GCN Circular 42129
Subject
GRB 251005C: COLIBRÍ optical observations
Event
Date
2025-10-06T18:58:06Z (2 days ago)
From
Alan Watson at UNAM <alan@astro.unam.mx>
Via
Web form
Alan M. Watson (UNAM), Francis Fortin (IRAP), Jean-Luc Atteia (IRAP), Benjamin Schneider (LAM), Stéphane Basa (UAR Pytheas), William H. Lee (UNAM), Camila Angulo (UNAM), Dalya Akl (NYUAD), Sarah Antier (OCA), Rosa L. Becerra (U Roma), Nathaniel R. Butler (ASU) , Damien Dornic (CPPM), Jean-Grégoire Ducoin (CPPM), Leonardo García García (UNAM), Ramandeep Gill (UNAM), Noémie Globus (UNAM), Kin Ocelotl López (UNAM), Diego López-Cámara (UNAM), Francesco Magnani (CPPM), Enrique Moreno Méndez (UNAM), Margarita Pereyra (UNAM), Ny Avo Rakotondrainibe (LAM), Fredd Sánchez Álvarez (UNAM), and Antonio de Ugarte Postigo (LAM):
We imaged the field of the Swift GRB 251005C (Page et al., GCN Circ. 42113) using the DDRAGO two-channel wide-field imager on the COLIBRÍ telescope. We observed from 2025-10-06 11:23 to 12:30 UTC (from 19.28 to 20.40 hours after the trigger) and obtained 38 minutes of simultaneous exposure in the i and z filters.
The data were reduced and coadded with the tenue software and analyzed with STDWeb/STDPipe (Karpov 2025). The photometry was calibrated using nearby stars from the PanSTARRS DR1 catalog, is in the AB system, and is not corrected for Galactic extinction.

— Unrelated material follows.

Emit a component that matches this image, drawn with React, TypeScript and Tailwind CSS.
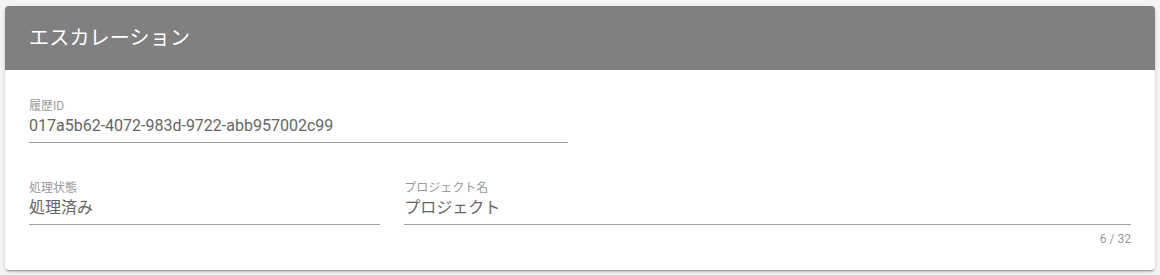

At the position of the XRT source reported by Goad et al. (GCN Circ. 42116) and at the position of the VT optical source reported by Palmerio et al. (GCN Circ. 42123), we do not detect any sources above our 3-sigma limits of
i > 23.8
z > 23.3
However, at the position of the VT source there are hints of the presence of a faint resolved object at lower significance. Our results are consistent with the X-shooter photometry reported by Yadav et al. (GCN Circ. 42127).
We caution that the apparent fading in the i band with respect to the earlier VT_R detection is not conclusive, as the VT_R band above 650 nm includes both i and z, and our limit in z alone is not much deeper than the original detection.
We thank the staff of the Observatorio Astronómico Nacional on the Sierra de San Pedro Mártir and the COLIBRÍ and DDRAGO engineering teams.
COLIBRÍ is an astronomical observatory developed and operated jointly by France (AMU, CNES and CNRS) and Mexico (UNAM and SECIHTI). It is located at the Observatorio Astronómico Nacional on the Sierra de San Pedro Mártir, Baja California, Mexico.